The churches of home had acknowledged and welcomed his gift. But the churches and revivals and camp meetings did not pay well; mostly did not pay at all. He was like a tick on a leather sofa; it feels like home, but there just isn’t much profit in it. His cousin Jimmy had devoted himself full-time to the Lord. He had seen a red-eyed demon outside his trailer and was flung into the ministry like a human cannonball, but Jerry Lee was not called that way.

That pretty much left the beer joints. Week after week, six days a week, he played with bands that tore up the night, serenading the fallen, the drunken, and the lonely, and a growing number of people who were just on fire with this new music, this music that did not even have a name. “Singing and piano playing . . . and women. That’s all I ever needed,” he says. Some nights, some glorious nights, he made a hundred, even two hundred, from the tip jar, but most nights he made walking-around money, hamburger money, and even on the fattest nights, he was still stuck fast in small time.

He remembers, on one long-ago gig, an empty tip jar.

“Not a resounding success,” said his beloved Aunt Stella, worried for the boy.

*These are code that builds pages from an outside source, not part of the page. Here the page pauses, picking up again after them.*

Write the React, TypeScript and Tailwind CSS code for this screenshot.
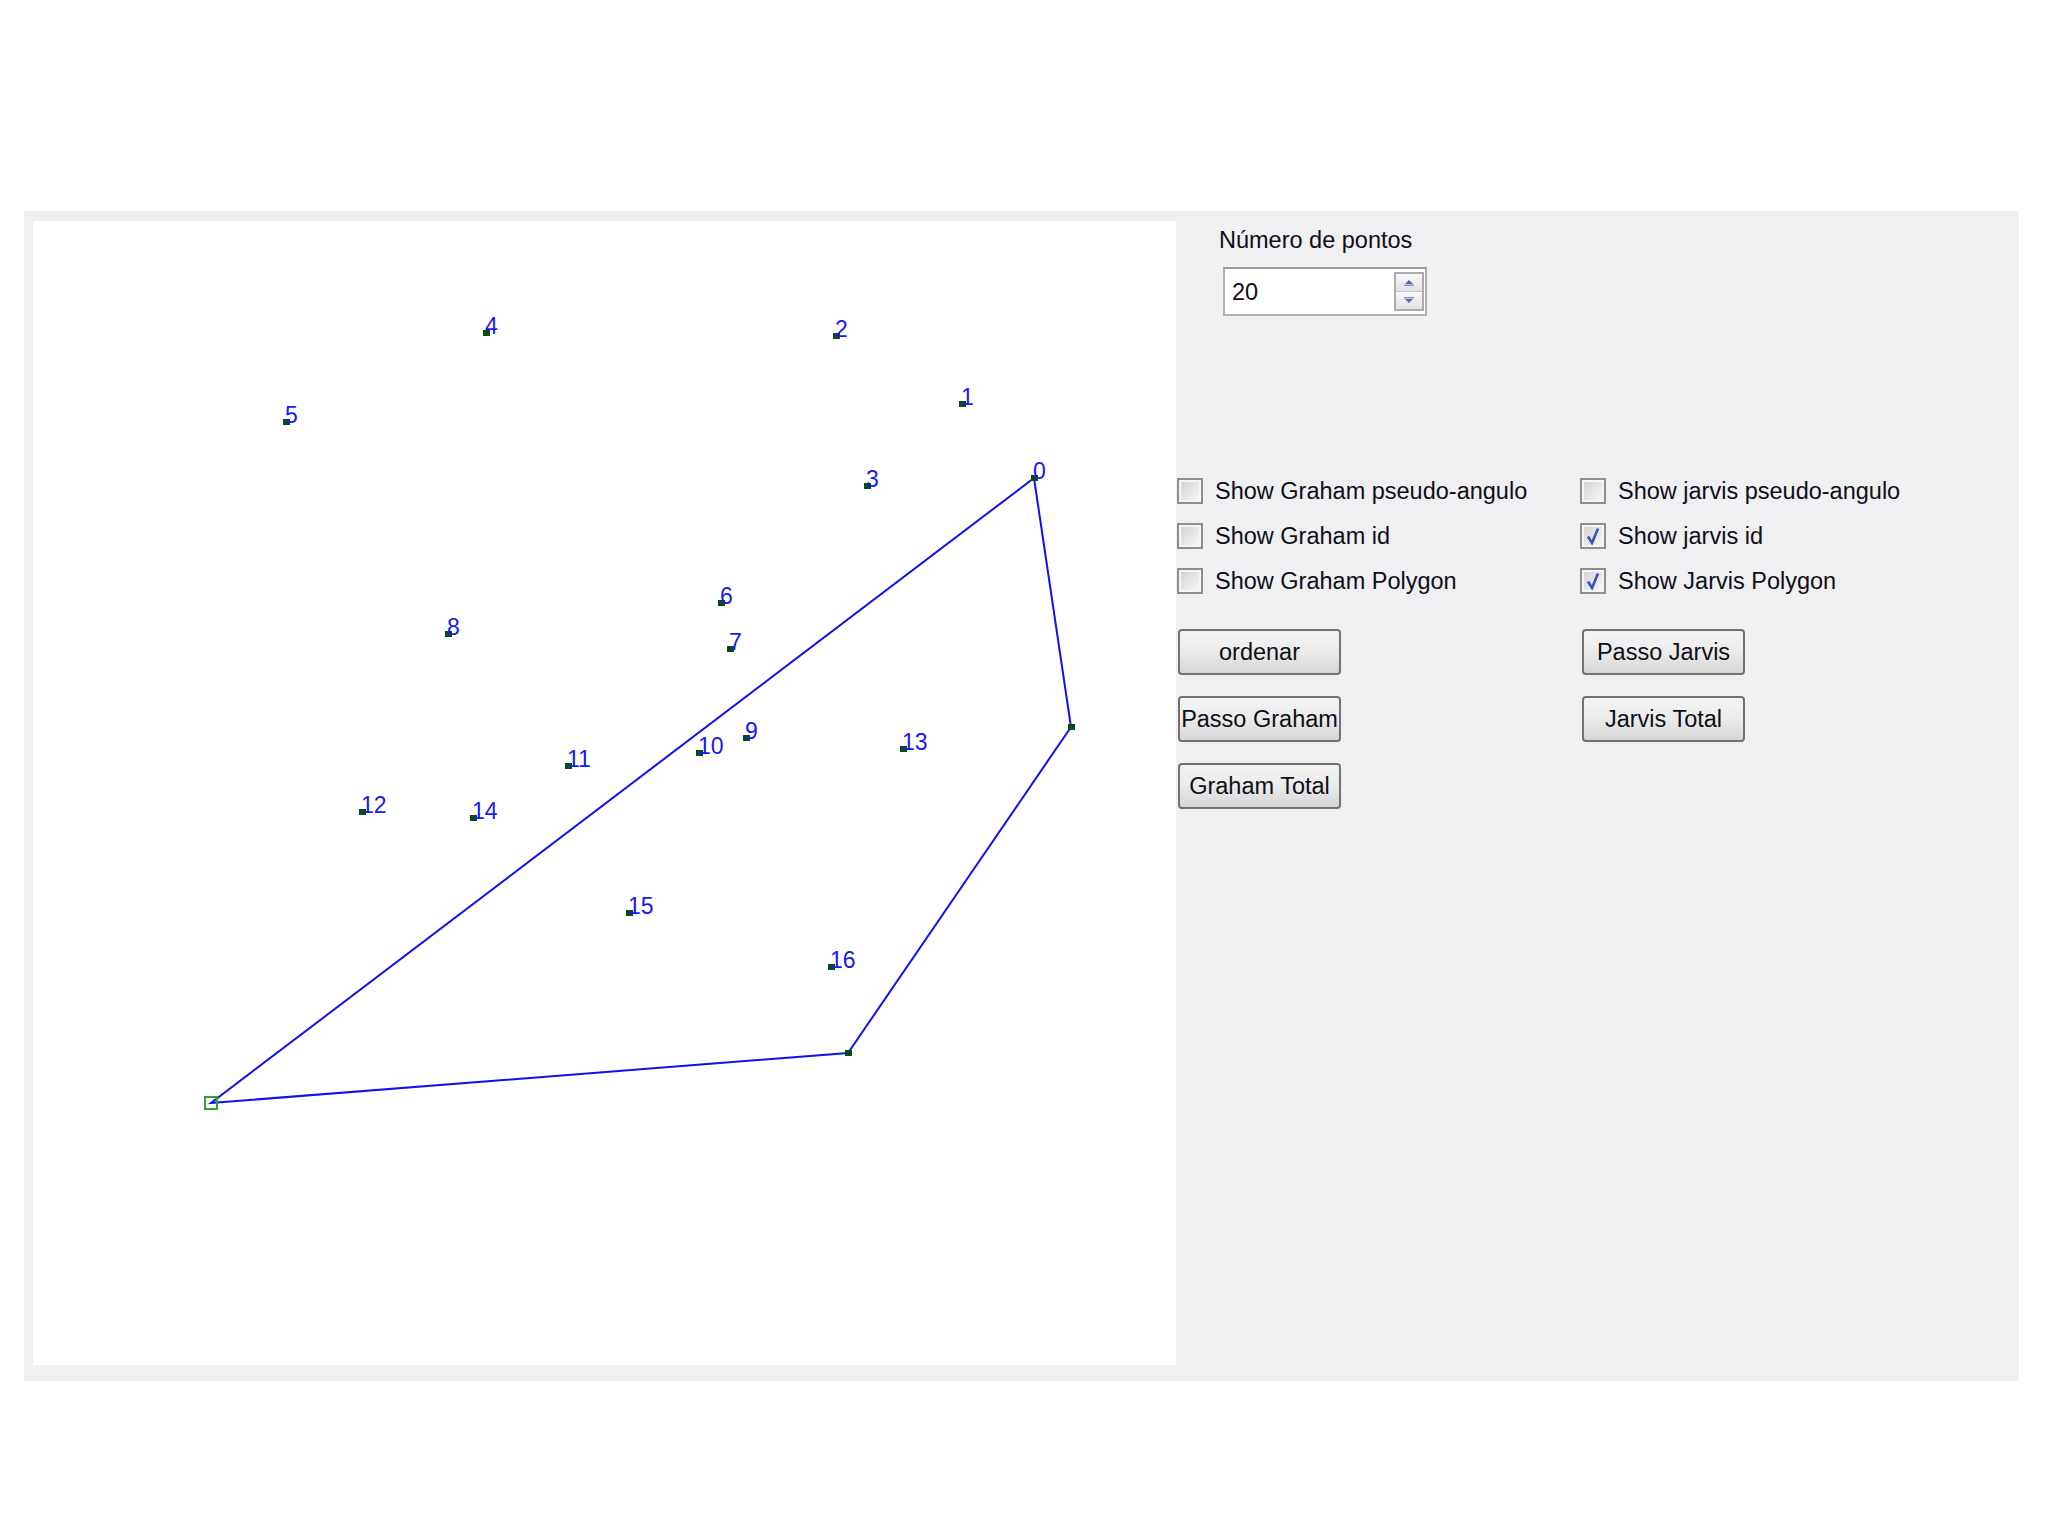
import React from 'react';

type Pt = { x: number; y: number; id?: number };

// page coordinates of the points (marker centre)
const points: Pt[] = [
    { x: 1034, y: 478, id: 0 },
    { x: 962, y: 404, id: 1 },
    { x: 836, y: 336, id: 2 },
    { x: 867, y: 486, id: 3 },
    { x: 486, y: 333, id: 4 },
    { x: 286, y: 422, id: 5 },
    { x: 721, y: 603, id: 6 },
    { x: 730, y: 649, id: 7 },
    { x: 448, y: 634, id: 8 },
    { x: 746, y: 738, id: 9 },
    { x: 699, y: 753, id: 10 },
    { x: 568, y: 766, id: 11 },
    { x: 362, y: 812, id: 12 },
    { x: 903, y: 749, id: 13 },
    { x: 473, y: 818, id: 14 },
    { x: 629, y: 913, id: 15 },
    { x: 831, y: 967, id: 16 },
    { x: 1071, y: 727 },
    { x: 848, y: 1053 },
];

const start = { x: 211, y: 1103 };

const hull = [points[0], points[17], points[18], start];

const Canvas: React.FC = () => {
    const d = hull.map((p, i) => `${i === 0 ? 'M' : 'L'}${p.x} ${p.y}`).join(' ') + ' Z';
    return (
        <svg width="1143" height="1144" viewBox="33 221 1143 1144" className="block">
            <path d={d} fill="none" stroke="#1010f0" strokeWidth={2} />
            {points.map((p, i) => (
                <g key={i}>
                    <rect x={p.x - 3} y={p.y - 3} width={7} height={6} fill="#0b4a12" />
                    {p.id !== undefined && (
                        <text
                            x={p.x - 1}
                            y={p.y + 1}
                            fontFamily="'Liberation Sans', Arial, sans-serif"
                            fontSize={23}
                            fill="#1818f0"
                        >
                            {p.id}
                        </text>
                    )}
                </g>
            ))}
            <rect x={205} y={1097} width={12} height={12} fill="none" stroke="#2ea32e" strokeWidth={2} />
        </svg>
    );
};

const CheckBox: React.FC<{ label: string; checked?: boolean }> = ({ label, checked }) => (
    <div className="flex h-[45px] items-center">
        <span className="flex h-[26px] w-[26px] border-2 border-[#8e8e8e]">
            <span className="flex flex-1 items-center justify-center border-2 border-[#f5f5f5] bg-linear-to-br from-[#d4d4d4] to-[#f6f6f6]">
                {checked && (
                    <svg width="16" height="18" viewBox="0 0 16 18">
                        <path d="M3 9.5 L7 16 L13 1.5" fill="none" stroke="#3556b4" strokeWidth={2.6} />
                    </svg>
                )}
            </span>
        </span>
        <span className="ml-[12px] text-[23.5px] leading-[28px] whitespace-nowrap text-[#0e0e18]">{label}</span>
    </div>
);

const Button: React.FC<{ label: string }> = ({ label }) => (
    <div className="flex h-[46px] w-[163px] items-center justify-center overflow-hidden rounded-[4px] border-2 border-[#727272] bg-linear-to-b from-[#f4f4f4] via-[#ebebeb] to-[#d6d6d6]">
        <span className="text-[23.5px] leading-[28px] whitespace-nowrap text-[#0e0e18]">{label}</span>
    </div>
);

const SpinBox: React.FC = () => (
    <div className="ml-[47px] mt-[13px] flex h-[49px] w-[204px] items-center border-2 border-[#b0b0b0] border-t-[#9c9c9c] bg-white">
        <span className="flex-1 pl-[7px] text-[23.5px] leading-[28px] text-[#0e0e18]">20</span>
        <div className="mr-[1px] flex h-[39px] w-[30px] flex-col border-2 border-[#ababab] bg-[#ececec]">
            <div className="flex flex-1 items-center justify-center border-b border-[#c4c4c4] bg-linear-to-b from-[#f8f8f8] to-[#e2e2e2]">
                <svg width="10" height="7" viewBox="0 0 10 7">
                    <path d="M1 5 L5 1 L9 5 Z" fill="#5468ac" />
                    <rect x="0" y="5.5" width="10" height="1.5" fill="#8b98c6" />
                </svg>
            </div>
            <div className="flex flex-1 items-center justify-center bg-linear-to-b from-[#f8f8f8] to-[#e2e2e2]">
                <svg width="10" height="7" viewBox="0 0 10 7">
                    <rect x="0" y="0" width="10" height="1.5" fill="#8b98c6" />
                    <path d="M1 2 L5 6 L9 2 Z" fill="#5468ac" />
                </svg>
            </div>
        </div>
    </div>
);

export default function App() {
    return (
        <div className="h-[1536px] w-[2048px] bg-white pl-[24px] pt-[211px] font-['Liberation_Sans',Arial,sans-serif]">
            <div className="flex h-[1170px] w-[1995px] items-start bg-[#f0eff1]">
                {/* drawing area */}
                <div className="ml-[9px] mt-[10px] h-[1144px] w-[1143px] bg-white">
                    <Canvas />
                </div>

                {/* controls */}
                <div className="flex flex-1 flex-col">
                    <div className="ml-[43px] mt-[15px] text-[23.5px] leading-[28px] text-[#0e0e18]">Número de pontos</div>
                    <SpinBox />

                    <div className="ml-[1px] mt-[152px] grid grid-cols-[403px_1fr]">
                        <CheckBox label="Show Graham pseudo-angulo" />
                        <CheckBox label="Show jarvis pseudo-angulo" />
                        <CheckBox label="Show Graham id" />
                        <CheckBox label="Show jarvis id" checked />
                        <CheckBox label="Show Graham Polygon" />
                        <CheckBox label="Show Jarvis Polygon" checked />
                    </div>

                    <div className="ml-[2px] mt-[26px] flex gap-[241px]">
                        <div className="flex flex-col gap-[21px]">
                            <Button label="ordenar" />
                            <Button label="Passo Graham" />
                            <Button label="Graham Total" />
                        </div>
                        <div className="flex flex-col gap-[21px]">
                            <Button label="Passo Jarvis" />
                            <Button label="Jarvis Total" />
                        </div>
                    </div>
                </div>
            </div>
        </div>
    );
}
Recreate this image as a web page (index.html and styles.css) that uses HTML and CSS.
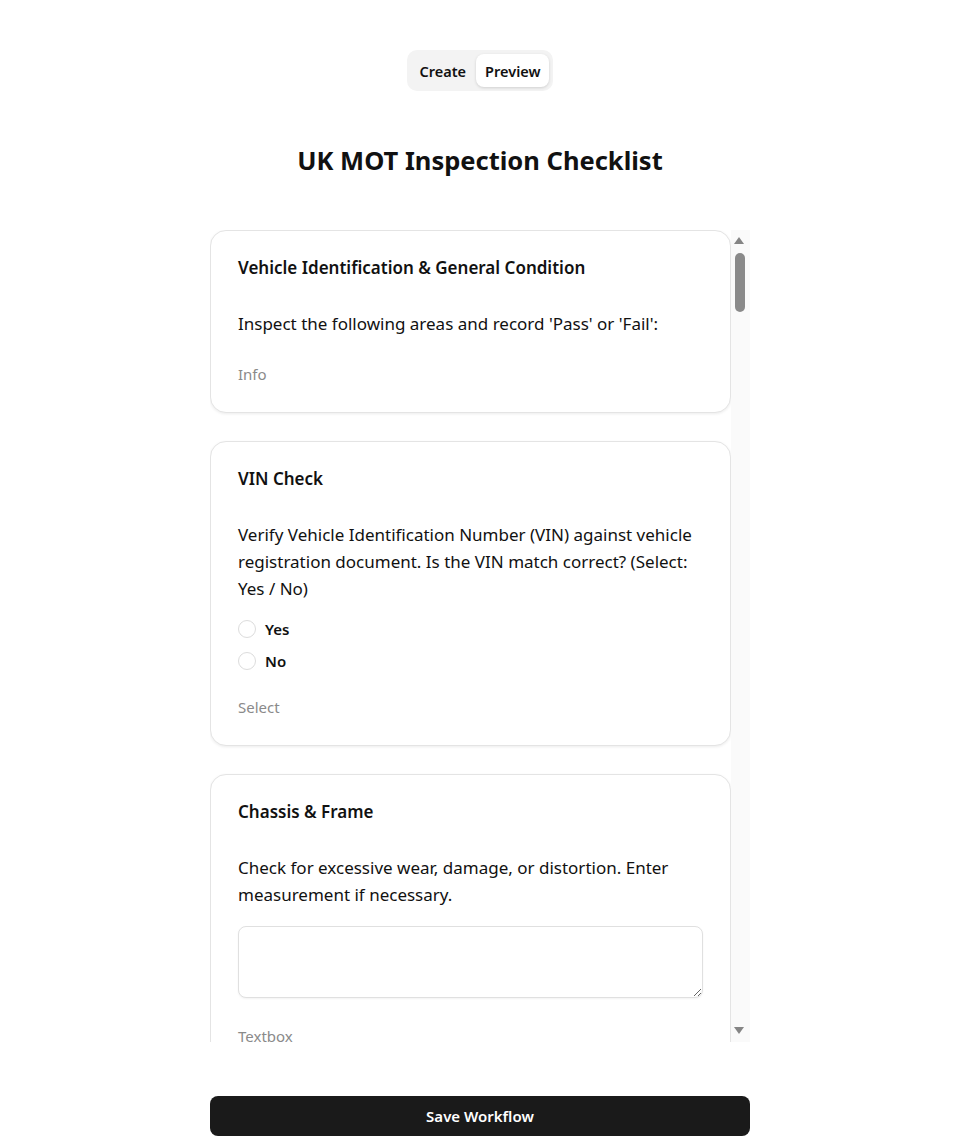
FILE: index.html
```html
<!DOCTYPE html>
<html lang="en">
<head>
<meta charset="utf-8">
<title>UK MOT Inspection Checklist</title>
<link rel="stylesheet" href="styles.css">
</head>
<body>
<div class="page">
  <div class="toggle-wrap">
    <div class="toggle">
      <button class="toggle-btn">Create</button>
      <button class="toggle-btn active">Preview</button>
    </div>
  </div>
  <h1 class="title">UK MOT Inspection Checklist</h1>
  <div class="scroller">
    <div class="list">
      <div class="card">
        <h2 class="card-title">Vehicle Identification &amp; General Condition</h2>
        <p class="card-desc">Inspect the following areas and record 'Pass' or 'Fail':</p>
        <div class="card-type">Info</div>
      </div>
      <div class="card">
        <h2 class="card-title">VIN Check</h2>
        <p class="card-desc">Verify Vehicle Identification Number (VIN) against vehicle registration document. Is the VIN match correct? (Select: Yes / No)</p>
        <div class="options">
          <label class="option"><span class="radio"></span>Yes</label>
          <label class="option"><span class="radio"></span>No</label>
        </div>
        <div class="card-type">Select</div>
      </div>
      <div class="card">
        <h2 class="card-title">Chassis &amp; Frame</h2>
        <p class="card-desc">Check for excessive wear, damage, or distortion. Enter measurement if necessary.</p>
        <textarea class="textbox"></textarea>
        <div class="card-type tb">Textbox</div>
      </div>
    </div>
    <div class="scrollbar">
      <div class="sb-btn up">
        <svg width="10" height="7" viewBox="0 0 10 7"><polygon points="5,0 10,7 0,7" fill="#858585"/></svg>
      </div>
      <div class="sb-track">
        <div class="sb-thumb"></div>
      </div>
      <div class="sb-btn down">
        <svg width="10" height="7" viewBox="0 0 10 7"><polygon points="0,0 10,0 5,7" fill="#858585"/></svg>
      </div>
    </div>
  </div>
  <button class="save">Save Workflow</button>
</div>
</body>
</html>
```
FILE: styles.css
```css
* { box-sizing: border-box; }
html, body { margin: 0; padding: 0; background: #fff; }
body {
  font-family: "Noto Sans", "Open Sans", sans-serif;
  color: #111;
}
.page {
  width: 540px;
  margin: 0 auto;
  padding: 50px 0 0;
  position: relative;
  left: 2px;
}
.toggle-wrap { display: flex; justify-content: center; }
.toggle {
  display: flex;
  gap: 1px;
  padding: 4px;
  background: #f3f3f3;
  border-radius: 10px;
}
.toggle-btn {
  font-family: inherit;
  font-size: 14.5px;
  font-weight: 600;
  color: #111;
  background: transparent;
  border: 0;
  border-radius: 8px;
  padding: 0 9px;
  height: 33px;
}
.toggle-btn.active {
  background: #fff;
  box-shadow: 0 1px 3px rgba(0,0,0,0.15);
}
.title {
  text-align: center;
  font-size: 25.5px;
  font-weight: 700;
  margin: 49px 0 0;
  line-height: 40px;
}
.scroller {
  margin-top: 50px;
  height: 812px;
  display: flex;
}
.list {
  flex: 1;
  min-width: 0;
  overflow: hidden;
  display: flex;
  flex-direction: column;
  gap: 28px;
  padding-bottom: 4px;
}
.scrollbar {
  flex: none;
  width: 19px;
  background: #fafafa;
  display: flex;
  flex-direction: column;
}
.sb-btn {
  flex: none;
  height: 21px;
  display: flex;
  justify-content: center;
  padding-left: 0;
}
.sb-btn.up { align-items: flex-start; padding-top: 7px; padding-right: 4px; }
.sb-btn.down { align-items: flex-start; padding-top: 6px; padding-right: 4px; }
.sb-btn svg { display: block; }
.sb-track { flex: 1; padding-top: 2px; }
.sb-thumb {
  width: 10px;
  height: 59px;
  margin-left: 4px;
  border-radius: 5px;
  background: #8a8a8a;
}
.card {
  flex: none;
  border: 1px solid #e4e4e4;
  border-radius: 16px;
  padding: 25px 27px 27px;
  box-shadow: 0 1px 3px rgba(0,0,0,0.08);
  background: #fff;
}
.card-title {
  font-size: 17px;
  font-weight: 600;
  margin: 0;
  line-height: 24px;
}
.card-desc {
  font-size: 17px;
  line-height: 27px;
  margin: 30px 0 0;
}
.card-type {
  margin-top: 26px;
  font-size: 15px;
  line-height: 22px;
  color: #8a8a8a;
}
.options {
  margin-top: 16px;
  display: flex;
  flex-direction: column;
  gap: 10px;
}
.options + .card-type { margin-top: 24px; }
.card-type.tb { margin-top: 27px; }
.option {
  display: flex;
  align-items: center;
  gap: 9px;
  font-size: 15px;
  font-weight: 600;
  line-height: 22px;
}
.radio {
  width: 18px;
  height: 18px;
  border: 1px solid #dcdcdc;
  border-radius: 50%;
  background: #fff;
}
.textbox {
  display: block;
  width: 100%;
  height: 72px;
  margin-top: 18px;
  border: 1px solid #e0e0e0;
  border-radius: 8px;
  resize: vertical;
  font-family: inherit;
  box-shadow: 0 1px 2px rgba(0,0,0,0.05);
}
.save {
  display: block;
  width: 100%;
  height: 40px;
  margin-top: 54px;
  border: 0;
  border-radius: 8px;
  background: #1a1a1a;
  color: #fff;
  font-family: inherit;
  font-size: 15px;
  font-weight: 600;
}
```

“Not resounding,” Jerry Lee said.

But even as a boy he knew, if you were ever going to be hit by lightning, you had to stand under a tree. The Wagon Wheel and places like it scattered around the South were where the music was in great disturbance, right here in his own dirt. Why, Memphis itself was a fast car ride away, and Memphis was where the whole world was changing, even if it seemed a distant universe. In the small clubs, people wanted that hillbilly music, and the old, raw, bloody blues, and they wanted it shouted loud, to make the hot divorcée in the corner forget her sorry husband and shake something. Jerry Lee was born to do it. He had heard it all before, had heard it all at Haney’s, and he was out from under the table now. “Wasn’t nobody gonna throw me out.”

She roll her belly

Like she roll her biscuit dough



But instead of parroting a black bluesman, he almost yodeled on the higher, bleaker notes, in a rolling, keening exultation of pain and suffering and lust, something from the other side of town or way out in the lonesome pines, but a place as rough, hard, and mean. His people pulled the cotton sack, too, and walked a chain gang, and sat in the hot dark of the federal prison in New Orleans. To understand it, to see the way it was, you have to think of it in the box it came in, the smoke and cave dark, for discretion, where a hundred people jammed jaw to jaw to medicate themselves, overalls and bow ties and strapless dresses lined up at the bar, all there to fight and cuss and rave and cheat, and some to just get lost in the liquor and the rhythms for a few hours; no one was asking for anything more. But they got Paul, his eyes hidden behind dark glasses, his benign face unchanging, the accordion around his neck and the trumpet at his lips and the fiddle at his right hand, and no one would know, as he sipped his milk, if it was a good day or the deepest, darkest night of his soul. And they got Jerry Lee, whip thin, hair in his eyes, intent on the music, the keyboard. He was not the showman then he would become in just a few years. The hard shell of the Pentecostals had not shattered, but it was beginning to vibrate, and if you listened close enough you could hear it crack. More and more he was replacing Mr. Paul on piano now, and he played rough with it and howled the blues. But for now, he did it all sitting down. Like Mr. Paul, he was unconcerned with the louts and loud talkers, the knife fighters and dustups and drunken husbands. “People was always pullin’ guns and knives,” he says. “Didn’t amount to nothin’ . . . I carried a pistol myself,” in case a blind-drunk farm boy got crazy over his girlfriend’s wandering gaze.